Thankful for ugly rainy days, where the sky is gray and the clouds just start spitting at you. Thankful that rain is a good thang and that rainy days are the most perfect occasion for beautiful late afternoon naps.
Thankful that we are not supposed to be perfect. Perfection can seem so appealing and beautiful, and it allures me into thinking that I should be everywhere all the time, should say YES to every opportunity that crosses my path, and should be the best student, daughter, leader, friend, etc. No letting people down, no canceling scheduled things, no B’s on tests, no napping, no awkward lulls in conversation with highschoolers.

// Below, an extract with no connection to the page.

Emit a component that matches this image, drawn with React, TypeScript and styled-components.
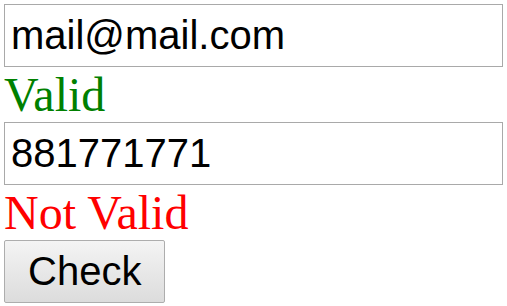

But that leaves absolutely zero room for God to be strong, because when I am striving so desperately to be perfect, I am saying “no thanks” to God’s help. That’s why I am so thankful for perfection–because it shows how ugly my heart is and how beautiful it is to rest in my worth in the Lord.
Thankful for a little Friday morning truth as I enter a weekend:
Charm is deceptive and beauty is fleeting, but a woman who fears the Lord is to be praised. (Proverbs 31:30)
Don’t get me wrong, I am all about looking nice and taking care of myself. But the outward beauty of the world is going to fade away — and what is left is what is in your heart.
I want to grow into a wrinkly old grandma, who loves her family and spends each morning in Scripture.
I want my body to grow soft from all of the cookies I make for when my grandchildren come over after school, and we eat them together and share highs and lows about our days.
In 50 years, I am not going to look anything like I do now. The world may call me ugly, but, as cheesy as it sounds, I think having a heart that is soft towards the Lord is so beautiful.